Aujourd’hui, Metula garde ses airs de ville fantôme. Personne dans les rues, les trottoirs défoncés, les boutiques et les écoles fermées, des maisons calcinées, des voitures à l’abandon depuis des mois, des bâches de camouflage qui claquent dans le vent. Environ 300 personnes vivent là, contre 2 400 avant la guerre.

Pour les autres, la date du retour est inconnue. Solide sexagénaire, Rami Rabinowicz, un des membres de l’équipe municipale, y travaille depuis le mois d’août. « Je suis revenu, malgré le danger, parce qu’il faut reconstruire la société israélienne. Et cela commence ici. Metula est la porte d’entrée d’Israël. Si la porte n’est pas défendue, on ne pourra pas reconstruire le pays. » L’endroit est toujours dangereux, reconnaît-il.

Mais il espère pouvoir faire revenir les familles cet été. « Nous pourrons peut-être organiser une colonie de vacances pour les enfants ? »

Depuis les hauteurs de Metula, on voit très bien le village libanais de Kfar Kila, tout proche. Du moins, ce qu’il en reste : il a été entièrement ravagé par les bombardements israéliens. Quelque part dans les décombres, un chien aboie. « Plus loin, c’est Deir Mima, un village chrétien, et là-bas, c’est Mazraat Sarda » : Ali Galil et sa femme, Farah Raslane, connaissent parfaitement la région.
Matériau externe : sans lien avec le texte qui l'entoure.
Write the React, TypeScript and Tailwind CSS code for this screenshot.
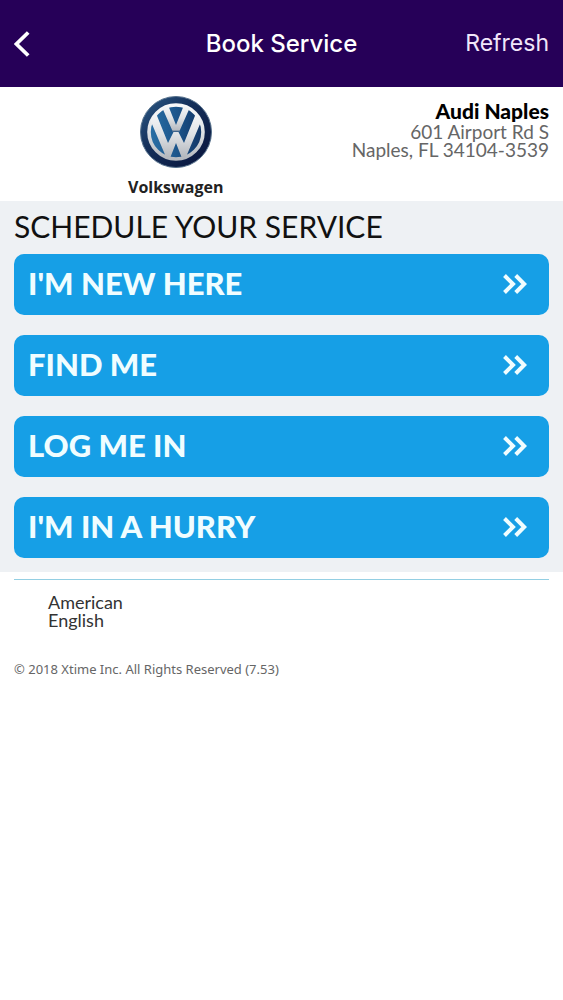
const actions = ["I'M NEW HERE", 'FIND ME', 'LOG ME IN', "I'M IN A HURRY"];

function BackIcon() {
  return (
    <svg width="16" height="26" viewBox="0 0 16 26" fill="none" stroke="#fff" strokeWidth="3.8" aria-hidden="true">
      <path d="M14.2 1.5 2.400 13l11.800 11.500" />
    </svg>
  );
}

function DoubleChevron() {
  return (
    <svg width="24" height="20" viewBox="0 0 24 20" fill="none" stroke="#f0fdff" strokeWidth="4" aria-hidden="true">
      <path d="M1.500 1.500 10 10l-8.500 8.500M12.700 1.500 21.200 10l-8.500 8.500" />
    </svg>
  );
}

function VolkswagenMark() {
  return (
    <svg width="74" height="74" viewBox="0 0 74 74" role="img" aria-label="Volkswagen logo">
      <defs>
        <linearGradient id="rim" x1="0" y1="0" x2="1" y2="1">
          <stop offset="0" stopColor="#2d5c88" />
          <stop offset="0.4" stopColor="#15305a" />
          <stop offset="1" stopColor="#08123a" />
        </linearGradient>
        <linearGradient id="field" x1="0" y1="0" x2="1" y2="0">
          <stop offset="0" stopColor="#2a70a6" />
          <stop offset="0.5" stopColor="#1c568c" />
          <stop offset="1" stopColor="#123463" />
        </linearGradient>
        <linearGradient id="chrome" x1="0" y1="0" x2="0" y2="1">
          <stop offset="0" stopColor="#f7f8f9" />
          <stop offset="0.5" stopColor="#dfe2e5" />
          <stop offset="1" stopColor="#b4b8be" />
        </linearGradient>
        <clipPath id="disc">
          <circle cx="37" cy="37" r="28" />
        </clipPath>
      </defs>
      <circle cx="37" cy="37" r="35.500" fill="url(#rim)" stroke="#56718c" strokeWidth="1" />
      <circle cx="37" cy="37" r="27" fill="url(#field)" stroke="url(#chrome)" strokeWidth="3.600" />
      <g clipPath="url(#disc)" fill="url(#chrome)">
        <path d="M22 10h7l8 20 8-20h7L40.500 36h-7Z" />
        <path d="M10 22l6.500-5 12.500 31 5.500-11h5L45 48l12.500-31 6.500 5-17 40h-4.500L37 48 31.500 62H27Z" />
      </g>
      <path d="M33 36.200h8" stroke="#48688c" strokeWidth="1.200" />
    </svg>
  );
}

export default function App() {
  return (
    <div className="min-h-screen bg-white font-['Lato',sans-serif]">
      <header className="grid h-[87px] grid-cols-[1fr_auto_1fr] items-center bg-[#260058] px-3.5 font-['Inter',sans-serif] text-white">
        <button type="button" aria-label="Back" className="justify-self-start">
          <BackIcon />
        </button>
        <h1 className="text-[24px] font-medium">Book Service</h1>
        <button type="button" className="justify-self-end text-[23px] text-[#f1e6fa]">
          Refresh
        </button>
      </header>

      <main>
        <section className="flex h-[114px] items-start justify-between px-3.5">
          <div className="ml-[114px] flex flex-col items-center pt-2">
            <VolkswagenMark />
            <p className="mt-2 font-['Open_Sans',sans-serif] text-[16px] leading-5 font-bold text-[#222]">Volkswagen</p>
          </div>
          <address className="pt-3 text-right text-[19px] leading-[18px] text-[#666] not-italic">
            <strong className="block text-[21px] leading-6 font-black text-black">Audi Naples</strong>
            601 Airport Rd S<br />
            Naples, FL 34104-3539
          </address>
        </section>

        <section className="bg-[#eef1f4] px-3.5 pt-[7px] pb-3.5">
          <h2 className="text-[30px] leading-9 text-[#111]">SCHEDULE YOUR SERVICE</h2>
          <div className="mt-2.5 flex flex-col gap-5">
            {actions.map((label) => (
              <button
                key={label}
                type="button"
                className="flex h-[61px] items-center justify-between rounded-[10px] bg-[#169fe6] pr-[22px] pb-0.5 pl-3.5 text-[31px] font-black text-[#f0fdff]"
              >
                <span>{label}</span>
                <DoubleChevron />
              </button>
            ))}
          </div>
        </section>
      </main>

      <footer className="px-3.5 pt-[7px]">
        <div className="border-t border-solid border-t-[#93cfe3] pt-[13px]">
          <a href="#language" className="ml-[34px] block w-24 text-[18px] leading-[18px] text-[#333]">
            American English
          </a>
          <p className="mt-[30px] font-['Noto_Sans',sans-serif] text-[13px] leading-5 text-[#666]">
            © 2018 Xtime Inc. All Rights Reserved (7.53)
          </p>
        </div>
      </footer>
    </div>
  );
}
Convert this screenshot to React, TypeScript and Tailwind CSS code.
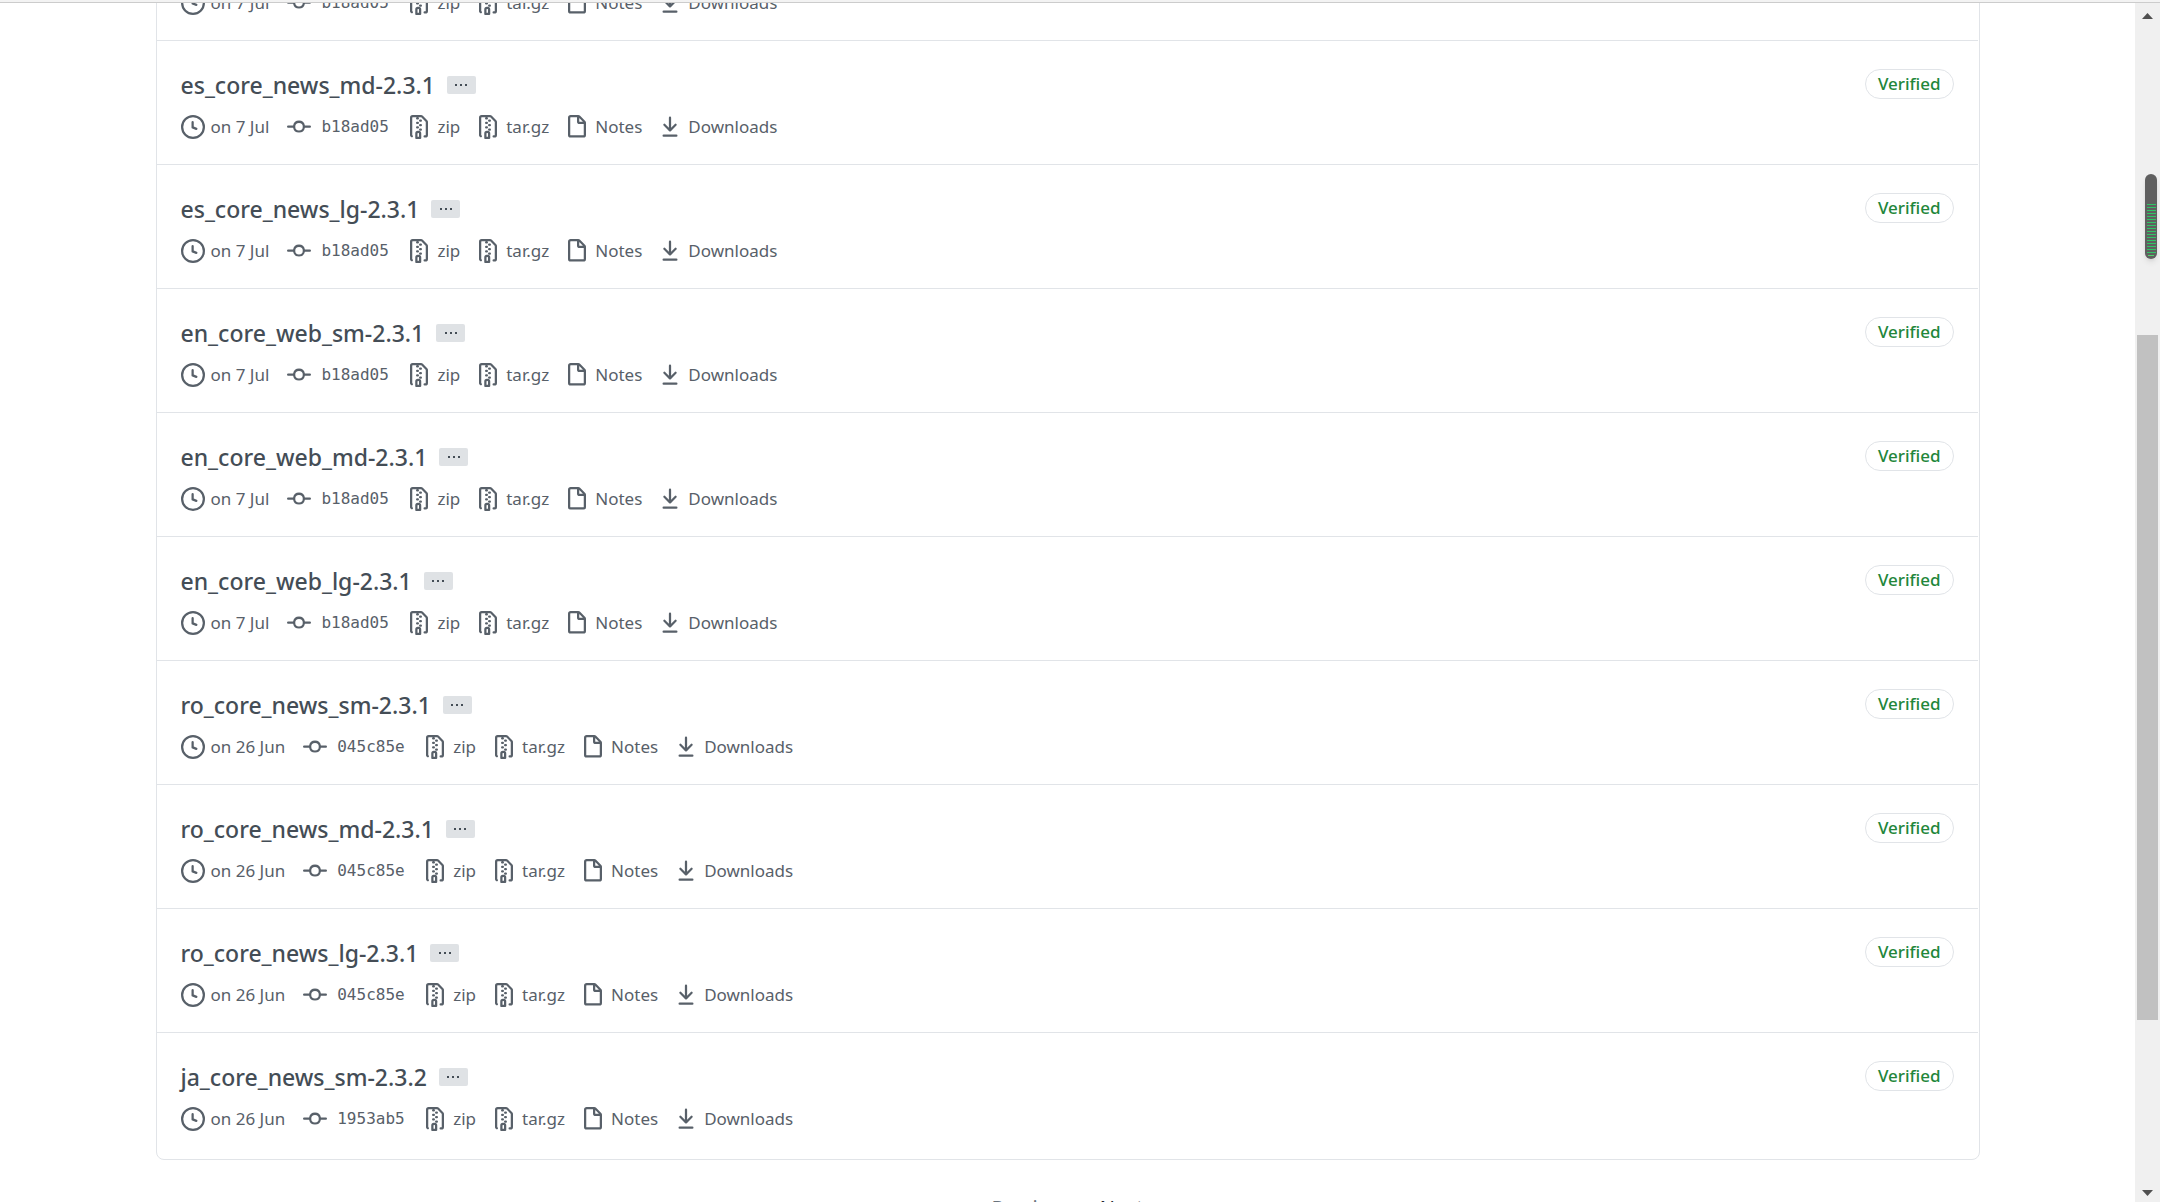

Ces Libanais de confession chiite sont nés là. Ils ont fui pour Israël avec leur famille, lors du retrait israélien du sud du Liban, en 2000. Mais Ali Galil ne parvient pas à retrouver sa maison parmi les ruines. « Il n’y a plus aucun souvenir du village où j’ai passé mon enfance », regrette-t-il. En contrebas, des chars israéliens tirent plusieurs salves d’obus vers le Liban et des colonnes de fumée s’élèvent dans les collines.

Dans la voiture, les enfants s’impatientent : ils veulent rentrer à Tel-Aviv, où la famille tient une pâtisserie de knafeh.